“I can use this!” is a phrase that I find comical in the acting world and, as it would happen, I find is most often said ironically. Yet, it strikes me as a somewhat unconscious mantra in very real operation. On one hand, of course, every experience that we have ever had or will have is something that can be drawn from in the hands of an actor, skilled or unskilled. On the other, the sarcastic tone it’s said with seems to reveal another nature. One that in my own experience can have a very troubling consequence.
Actors spend a lot of time observing the lives of others and mostly their own. I won’t deny that there is a great value to this capacity, it can help us escape trappings of victimization and offer a productive lens in overcoming challenges. But, for a time in my life, this became the primary experience of my life. When I initially came to this realization I was deeply troubled.
“My life, my experiences, every event was happening at a distance, almost as though I was not really participating in it. In the midst of whatever I was experiencing I would already be in the process of analyzing it, dissecting it, applying it.”
As such, I noticed there was a split or numbness to full, present engagement with life mixed with momentary flashes of radical blood and bone attention. For the most part, however, I was somehow removed from my own existence. I was there but not really, not entirely. I felt but was never really feeling. And when you stop really feeling it becomes harder and scarier to do so. I retreated further and further into my mind to cope.
“I can use this” can lead to an objectified operative in one’s life. This is a much larger social and cultural issue beyond the actor which is much deeper and complex than I wish to venture into here. The actor simply illustrates these wider phenomena in a unique way — memories and experiences becoming a utility or function to pick up and put down to meet perceived demands of a role whereas, in the general public sphere, they are used to meet perceived challenges and threats from the outside world. That is to say, both are more or less an attempted means to control. And where there is the need to control, there also arises anxiety and fear.
When this becomes our dominant reality, our work takes on an air of superficiality, and more concerning, so do our lives
This was my experience. But the truth is that we don’t live life from the head up at a distance. Our entire body and environment are a part of our consciousness that is ever constantly sensing, feeling, and changing. We are experiencing life deeply and profoundly, and always presently — whether we realize it or not. We are living and experiencing our lives in every moment not out there but here, here, here…

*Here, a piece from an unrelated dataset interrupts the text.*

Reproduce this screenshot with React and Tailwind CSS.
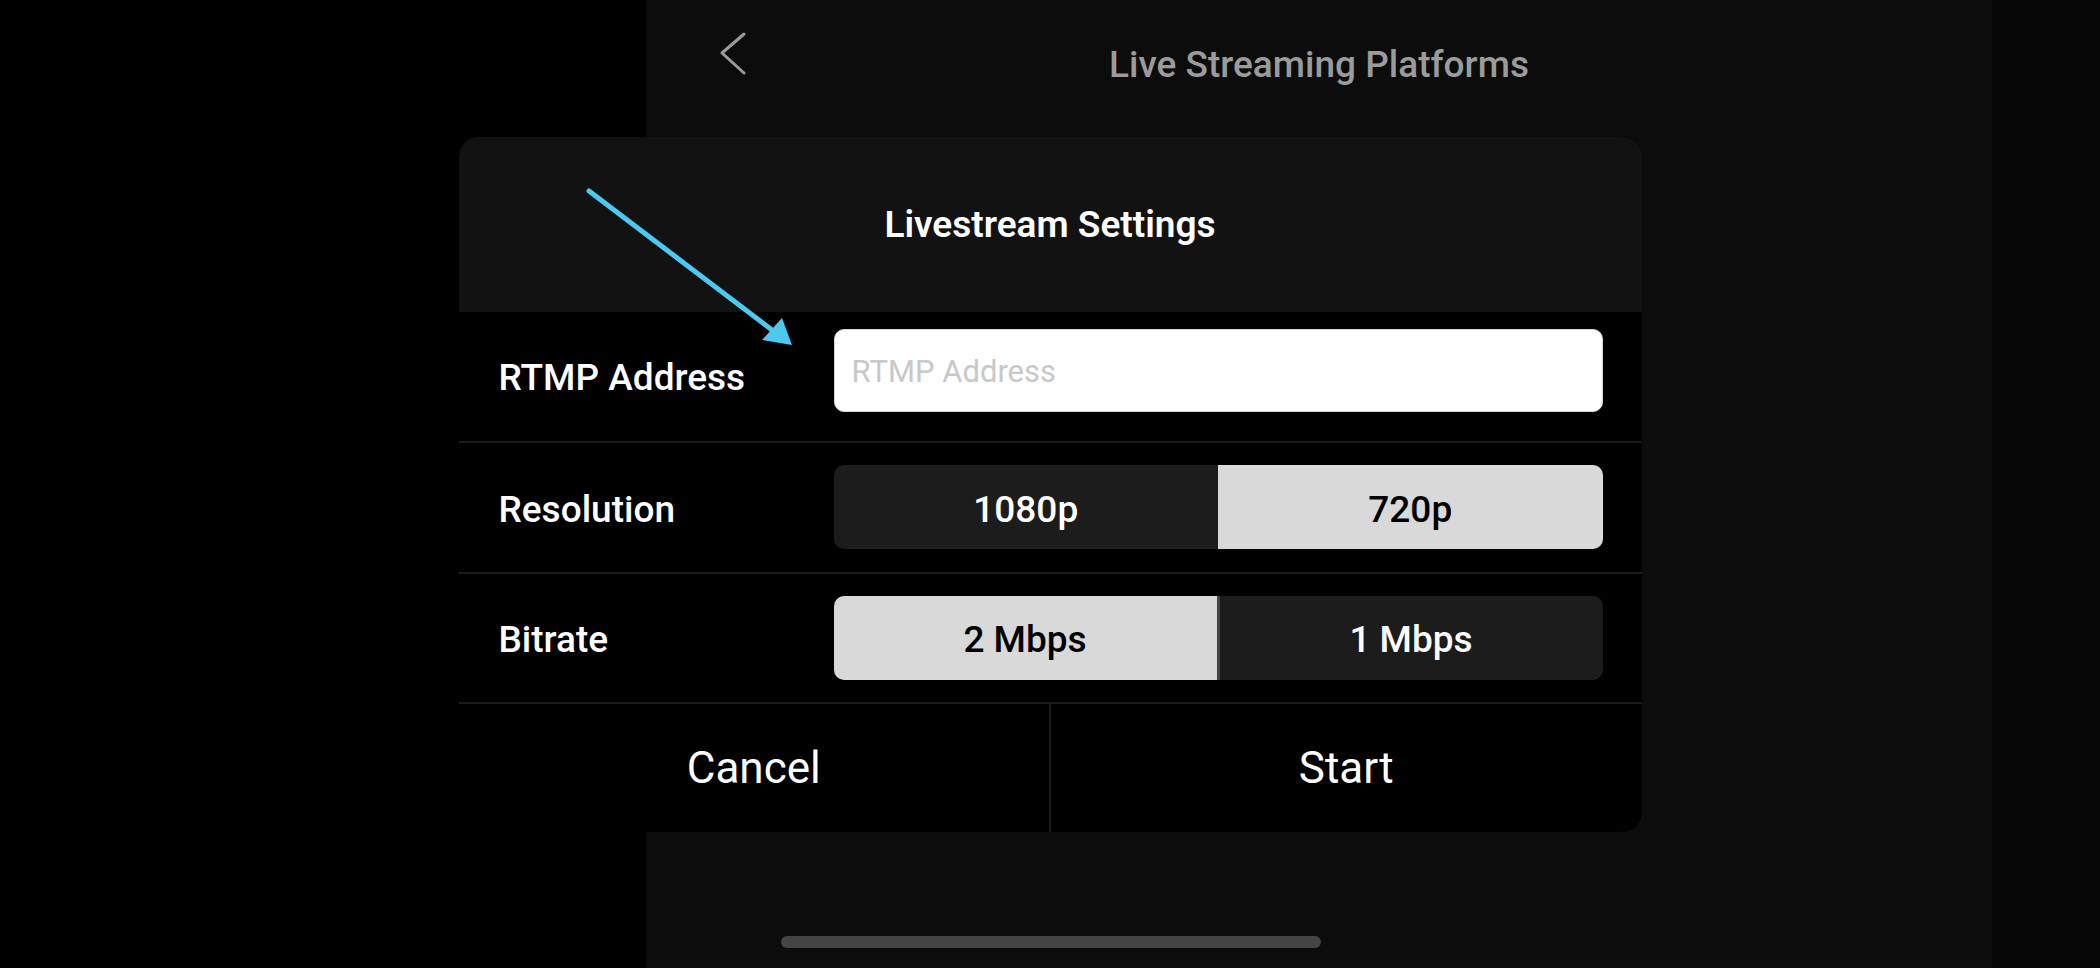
import React from "react";

const font = { fontFamily: "Roboto, 'Noto Sans', sans-serif" };

function Segmented({ options, active, divider }) {
  return (
    <div className="flex w-[769px] h-[84px] rounded-[10px] overflow-hidden">
      {options.map((o, i) => (
        <div
          key={o}
          className={
            (i === active ? "bg-[#d9d9d9] text-black " : "bg-[#1c1c1c] text-white ") +
            (i === 1 && divider ? "border-l-[3px] border-[#444444] " : "") +
            "flex-1 flex items-center justify-center pt-[5px] text-[37px] font-medium"
          }
        >
          {o}
        </div>
      ))}
    </div>
  );
}

export default function App() {
  return (
    <div className="relative w-[2100px] h-[968px] flex overflow-hidden bg-black" style={font}>
      <div className="w-[646px] bg-black" />
      <div className="w-[1346px] bg-[#0c0c0c] flex flex-col">
        <div className="grid grid-cols-[1fr_auto_1fr] h-[128px] items-start">
          <div className="pl-[73px] pt-[32px]">
            <svg width="28" height="44" viewBox="0 0 28 44" fill="none">
              <path d="M25 2 L3 21 L25 41" stroke="#9a9a9a" strokeWidth="3" strokeLinecap="round" strokeLinejoin="round" />
            </svg>
          </div>
          <div className="mt-[44px] leading-[42px] text-[37px] font-medium text-[#9b9b9b]">
            Live Streaming Platforms
          </div>
          <div />
        </div>
      </div>
      <div className="flex-1 bg-[#070707]" />

      {/* Modal overlay */}
      <div className="absolute inset-0 flex items-center justify-center">
        <div className="w-[1183px] h-[695px] rounded-[20px] overflow-hidden bg-black flex flex-col">
          <div className="h-[175px] bg-[#121212] flex items-center justify-center pt-[2px] text-white text-[37px] font-semibold">
            Livestream Settings
          </div>
          <div className="h-[129px] flex items-center justify-between pl-[40px] pr-[39px]">
            <span className="text-white text-[37px] font-medium pt-[3px]">RTMP Address</span>
            <input
              placeholder="RTMP Address"
              className="w-[769px] h-[83px] mb-[12px] rounded-[10px] bg-white border border-[#d4d4d4] pl-[17px] pt-[2px] text-[31px] text-black placeholder:text-[#c8c8c8] outline-none"
              style={font}
            />
          </div>
          <div className="h-[131px] border-t-2 border-[#1c1c1c] flex items-center justify-between pl-[40px] pr-[39px]">
            <span className="text-white text-[37px] font-medium pt-[5px]">Resolution</span>
            <Segmented options={["1080p", "720p"]} active={1} />
          </div>
          <div className="h-[130px] border-t-2 border-[#1c1c1c] flex items-center justify-between pl-[40px] pr-[39px]">
            <span className="text-white text-[37px] font-medium pt-[5px]">Bitrate</span>
            <Segmented options={["2 Mbps", "1 Mbps"]} active={0} divider />
          </div>
          <div className="flex-1 border-t-2 border-[#1c1c1c] flex">
            <button className="flex-1 flex items-center justify-center text-white text-[44px] font-normal border-r-2 border-[#1c1c1c]" style={font}>
              Cancel
            </button>
            <button className="flex-1 flex items-center justify-center text-white text-[44px] font-normal" style={font}>
              Start
            </button>
          </div>
        </div>
      </div>

      {/* Annotation arrow */}
      <svg className="absolute inset-0 pointer-events-none" width="2100" height="968" viewBox="0 0 2100 968">
        <line x1="589" y1="191" x2="772" y2="330" stroke="#4fc8f0" strokeWidth="5" strokeLinecap="round" />
        <polygon points="792,345 762,340 782,318" fill="#4fc8f0" />
      </svg>

      {/* Home indicator */}
      <div className="absolute left-[781px] top-[936px] w-[540px] h-[12px] rounded-full bg-[#444444]" />
    </div>
  );
}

If we can recognize this, even if we only glimpse this, it contains the power to transform. For unless we have the capacity to be fully with our true and immediate experience, our ability to reflect on these experiences will always and unavoidably be incomplete.
Evan C. Schulte
I encourage actors to engage in some kind of regular mindfulness practice, whether that be meditation, journaling, regular walks alone, or therapy. Below I have included a simple exercise that you can do almost anywhere.
What is it like?
Take a walk, anywhere will do, but if you can get into nature it is preferable, taking moments to stop as well. As you’re walking or still, ask yourself: What is it like to see…? What is it like to hear…? What is it like to smell…? What is it like to touch….? Give each question a few minutes to explore. Keep in the back of your mind the awareness that you are this sensing body in constant engagement.